7. « Cisjordanie, de la colonisation à l'annexion », Dominique Vidal, journaliste et historien
En quelques jours, le premier ministre israélien a annoncé la mise en chantier de plus de trois mille nouveaux logements à Jérusalem-Est et en Cisjordanie — plus que durant toute l’année 2016. Cette surenchère n’empêche pas M. Benyamin Netanyahou d’être débordé sur sa droite par son concurrent Naftali Bennett, qui se prononce pour l’annexion des territoires palestiniens occupés.
Trois prises de position de Donald Trump balisent sa politique présidentielle face au conflit israélo-palestinien : l’engagement de transférer l’ambassade des États-Unis de Tel-Aviv à Jérusalem ; le refus de considérer la colonisation des territoires occupés depuis 1967 comme un obstacle au processus de paix ; la décision de ne plus faire pression sur le gouvernement israélien afin qu’il négocie. 
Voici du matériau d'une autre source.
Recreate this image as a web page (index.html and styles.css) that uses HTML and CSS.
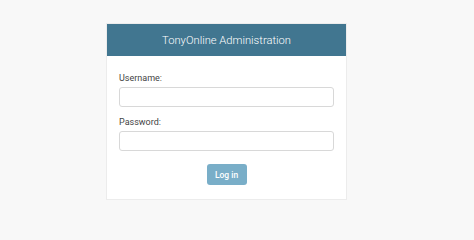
FILE: index.html
```html
<!DOCTYPE html>
<html>
<head>
<meta charset="utf-8">
<link rel="stylesheet" href="styles.css">
</head>
<body>
<div class="login">
  <div class="header">TonyOnline Administration</div>
  <form class="content">
    <div class="row">
      <label class="label">Username:</label>
      <input class="field" type="text">
    </div>
    <div class="row">
      <label class="label">Password:</label>
      <input class="field" type="password">
    </div>
    <div class="submit-row">
      <button class="btn" type="button">Log in</button>
    </div>
  </form>
</div>
</body>
</html>
```
FILE: styles.css
```css
html, body {
  margin: 0;
  padding: 0;
}
body {
  background: #f8f8f8;
  font-family: Roboto, "Liberation Sans", sans-serif;
  color: #333;
  width: 474px;
  height: 224px;
  overflow: hidden;
}
.login {
  width: 239px;
  margin: 24px 0 0 107px;
  background: #fff;
  box-shadow: 0 0 0 1px #ececec;
}
.header {
  height: 32px;
  background: #417690;
  color: #fff;
  font-size: 11.2px;
  font-weight: 300;
  display: flex;
  align-items: center;
  justify-content: center;
}
.content {
  margin: 0;
  padding: 16px 12px 14px;
  display: flex;
  flex-direction: column;
  gap: 9px;
}
.row {
  display: flex;
  flex-direction: column;
  gap: 3px;
}
.label {
  font-size: 9px;
  line-height: 12px;
  color: #444;
}
.field {
  box-sizing: border-box;
  width: 215px;
  height: 20px;
  margin: 0;
  border: 1px solid #d8d8d8;
  border-radius: 3px;
  background: #fff;
  padding: 0 4px;
  font-family: inherit;
}
.submit-row {
  display: flex;
  justify-content: center;
  padding-top: 4px;
}
.btn {
  width: 40px;
  height: 21px;
  border: none;
  border-radius: 3px;
  background: #79aec8;
  color: #fff;
  font-family: inherit;
  font-size: 8.5px;
  font-weight: 500;
  padding: 0;
}
```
M. Naftali Bennett, dirigeant du parti religieux ultranationaliste Foyer juif, ministre de l’éducation et de la diaspora, prône depuis longtemps l’annexion de la zone C. Celle-ci, placée par les accords d’Oslo sous le contrôle exclusif d’Israël, représente plus de 60 % de la Cisjordanie, notamment la vallée du Jourdain, mais aussi l’ensemble des colonies et de leurs routes de contournement. Le 5 décembre 2016, M. Bennett est passé aux actes : il a fait voter en première lecture par la Knesset un texte légalisant quatre mille logements dans des « avant-postes », ces colonies que même le droit israélien considérait jusqu’ici comme illégales, car construites sur des terrains palestiniens privés expropriés. C’est une violation flagrante de la 4e convention de Genève et des résolutions des Nations unies. 
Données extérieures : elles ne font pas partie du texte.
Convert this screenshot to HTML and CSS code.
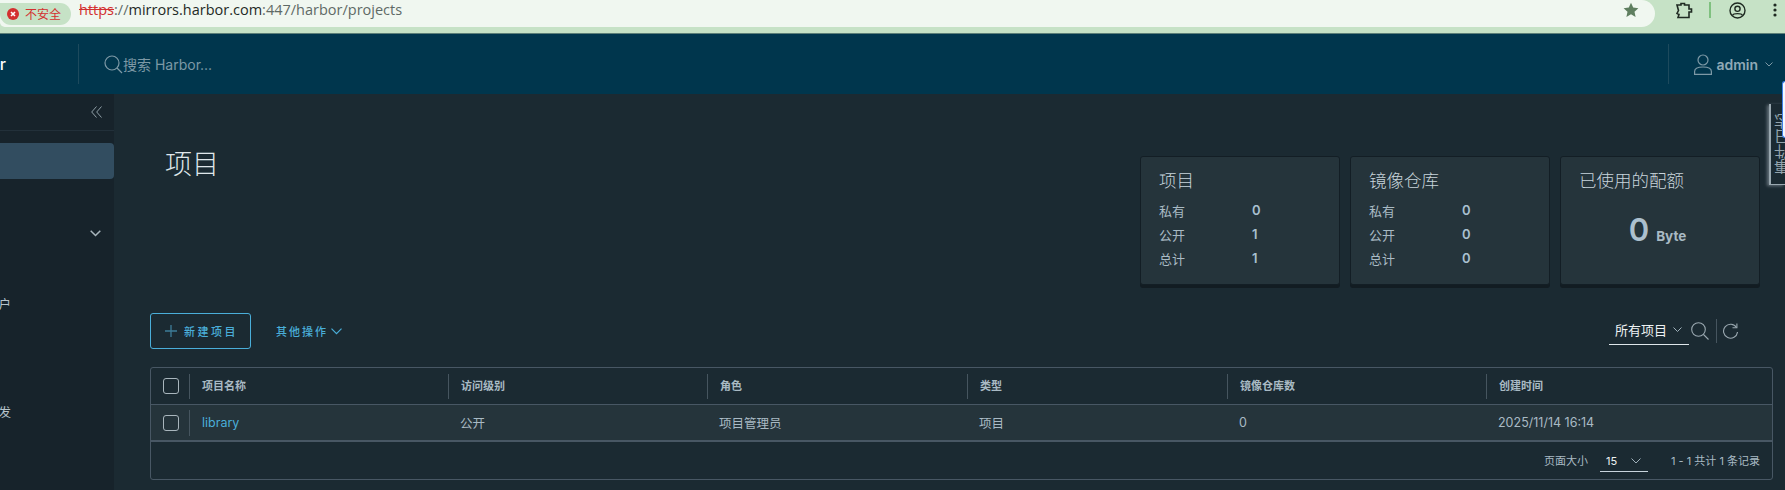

Un scénario plus noir encore reste présent : une nouvelle vague d’expulsions de Palestiniens de la Cisjordanie, voire de l’État d’Israël. Ce dernier ne serait pas devenu majoritairement juif sans la Nakba (« catastrophe » en arabe) de 1947-1949, qui chassa 850 000 Palestiniens, soit les quatre cinquièmes de ceux qui vivaient alors dans le pays. Il poursuivit ce nettoyage ethnique à la faveur de la guerre de 1967. Et Sharon aimait à répéter que « la guerre d’indépendance d’Israël n’est pas terminée ». Depuis, le contexte a bien sûr changé. Difficile d’organiser une déportation massive devant les caméras du monde entier .
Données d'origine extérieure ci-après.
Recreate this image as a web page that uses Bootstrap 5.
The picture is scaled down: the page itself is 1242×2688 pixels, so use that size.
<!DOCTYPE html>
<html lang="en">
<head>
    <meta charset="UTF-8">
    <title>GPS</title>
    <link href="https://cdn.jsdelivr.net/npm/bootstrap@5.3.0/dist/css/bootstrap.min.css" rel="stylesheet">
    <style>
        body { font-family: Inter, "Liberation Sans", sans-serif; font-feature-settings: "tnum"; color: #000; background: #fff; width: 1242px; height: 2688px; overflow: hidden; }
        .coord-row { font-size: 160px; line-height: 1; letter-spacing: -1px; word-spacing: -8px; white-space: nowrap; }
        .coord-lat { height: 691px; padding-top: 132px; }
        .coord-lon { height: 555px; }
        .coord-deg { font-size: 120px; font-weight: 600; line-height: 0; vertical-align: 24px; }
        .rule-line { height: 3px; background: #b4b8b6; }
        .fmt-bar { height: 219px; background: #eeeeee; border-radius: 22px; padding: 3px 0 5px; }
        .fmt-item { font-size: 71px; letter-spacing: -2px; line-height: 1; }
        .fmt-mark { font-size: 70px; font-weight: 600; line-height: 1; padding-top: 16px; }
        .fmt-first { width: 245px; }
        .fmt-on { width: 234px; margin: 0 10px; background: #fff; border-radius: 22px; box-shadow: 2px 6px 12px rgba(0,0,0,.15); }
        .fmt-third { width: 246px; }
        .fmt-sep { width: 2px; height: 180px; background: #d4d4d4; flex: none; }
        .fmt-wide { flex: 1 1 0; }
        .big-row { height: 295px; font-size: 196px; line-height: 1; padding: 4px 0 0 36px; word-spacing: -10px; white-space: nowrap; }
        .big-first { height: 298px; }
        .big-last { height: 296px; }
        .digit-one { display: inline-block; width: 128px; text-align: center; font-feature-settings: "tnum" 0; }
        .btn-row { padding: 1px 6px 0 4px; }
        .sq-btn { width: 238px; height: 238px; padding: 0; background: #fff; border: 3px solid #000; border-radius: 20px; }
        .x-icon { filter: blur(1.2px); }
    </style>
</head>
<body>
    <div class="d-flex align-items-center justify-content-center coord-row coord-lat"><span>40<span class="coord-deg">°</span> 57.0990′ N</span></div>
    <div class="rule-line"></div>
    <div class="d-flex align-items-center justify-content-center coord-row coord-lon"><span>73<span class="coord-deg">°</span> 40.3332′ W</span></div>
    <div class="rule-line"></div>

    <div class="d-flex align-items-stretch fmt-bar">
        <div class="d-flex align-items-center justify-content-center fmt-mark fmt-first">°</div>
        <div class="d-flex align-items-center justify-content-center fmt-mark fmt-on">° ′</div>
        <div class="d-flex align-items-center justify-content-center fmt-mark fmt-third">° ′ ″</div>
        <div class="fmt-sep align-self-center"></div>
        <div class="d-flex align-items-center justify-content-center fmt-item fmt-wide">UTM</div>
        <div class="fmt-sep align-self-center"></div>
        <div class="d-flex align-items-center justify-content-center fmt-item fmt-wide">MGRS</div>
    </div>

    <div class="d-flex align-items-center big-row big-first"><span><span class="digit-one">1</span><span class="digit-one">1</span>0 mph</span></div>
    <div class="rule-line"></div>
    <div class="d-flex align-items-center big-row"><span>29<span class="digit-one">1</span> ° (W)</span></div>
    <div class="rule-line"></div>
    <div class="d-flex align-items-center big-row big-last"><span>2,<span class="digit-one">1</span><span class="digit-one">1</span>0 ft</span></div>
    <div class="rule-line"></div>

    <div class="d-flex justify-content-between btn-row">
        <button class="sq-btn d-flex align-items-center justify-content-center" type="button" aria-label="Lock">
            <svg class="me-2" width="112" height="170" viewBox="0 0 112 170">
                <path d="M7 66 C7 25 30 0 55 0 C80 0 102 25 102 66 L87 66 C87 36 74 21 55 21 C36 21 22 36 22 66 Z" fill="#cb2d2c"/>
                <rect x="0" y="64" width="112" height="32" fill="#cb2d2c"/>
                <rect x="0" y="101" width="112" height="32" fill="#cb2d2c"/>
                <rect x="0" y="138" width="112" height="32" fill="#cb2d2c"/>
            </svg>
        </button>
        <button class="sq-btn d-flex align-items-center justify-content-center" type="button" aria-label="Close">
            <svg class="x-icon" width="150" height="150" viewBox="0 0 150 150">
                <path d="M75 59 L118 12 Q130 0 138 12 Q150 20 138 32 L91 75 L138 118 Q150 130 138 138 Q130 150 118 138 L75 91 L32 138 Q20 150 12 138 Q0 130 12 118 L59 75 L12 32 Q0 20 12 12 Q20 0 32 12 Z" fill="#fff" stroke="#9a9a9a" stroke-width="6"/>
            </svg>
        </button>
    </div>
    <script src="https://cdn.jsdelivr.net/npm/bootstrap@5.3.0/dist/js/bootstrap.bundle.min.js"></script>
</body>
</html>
L’extrême droite n’hésite plus à s’inscrire ouvertement dans la perspective de l’annexion. « Le chemin des concessions, le chemin de la division a échoué. Nous devons donner nos vies pour étendre la souveraineté d’Israël en Cisjordanie », affirme sans ambages le dirigeant du Foyer juif. 
Les sondages confirment en effet les résultats du scrutin du 17 mars 2015, qui a débouché sur la constitution du gouvernement le plus à droite de l’histoire d’Israël. Dans toutes les enquêtes, une majorité refuse la création d’un État palestinien, soutient l’annexion de la Cisjordanie et souhaite le « transfert » des Palestiniens, y compris — du jamais-vu — ceux d’Israël. En outre, six Juifs israéliens sur dix pensent que Dieu a donné la terre d’Israël aux Juifs.
L’évolution interne d’Israël démontre en effet, s’il en était encore besoin, que seule une forte pression internationale, assortie de mesures coercitives, économiques et juridiques, pourrait ramener ses dirigeants à la raison. Conscient de l’enjeu, le premier ministre israélien a d’ailleurs qualifié en 2015 la campagne Boycott Désinvestissement Sanctions (BDS) de « menace stratégique ».
Sous la conduite de MM. François Hollande et Manuel Valls, les autorités françaises ont, à l’inverse, obtenu des poursuites judiciaires et de lourdes amendes contre les activistes de la campagne BDS. Les actions de ces derniers ont été absurdement présentées comme une « incitation à la haine raciale », alors qu’ils militent pour la fin de la colonisation et l’égalité des droits. Un objectif qu’ils partagent avec… les Nations unies.

Pieronnelle

avatar 06/02/2017 @ 15:10:49
Merci Bolcho. Je voudrais te demander un service, car dans le journal il y a un article "les remèdes toxiques a la crise financière" très intéressant mais qui m'a paru complexe ; aussi je me permets d'abuser :-) en te demandant, si tu le veux bien sûr, en faire une synthèse car j'ai senti que nous allions vers quelque chose de grave ,mais bien difficile à démontrer clairement...Merci dans tous les cas!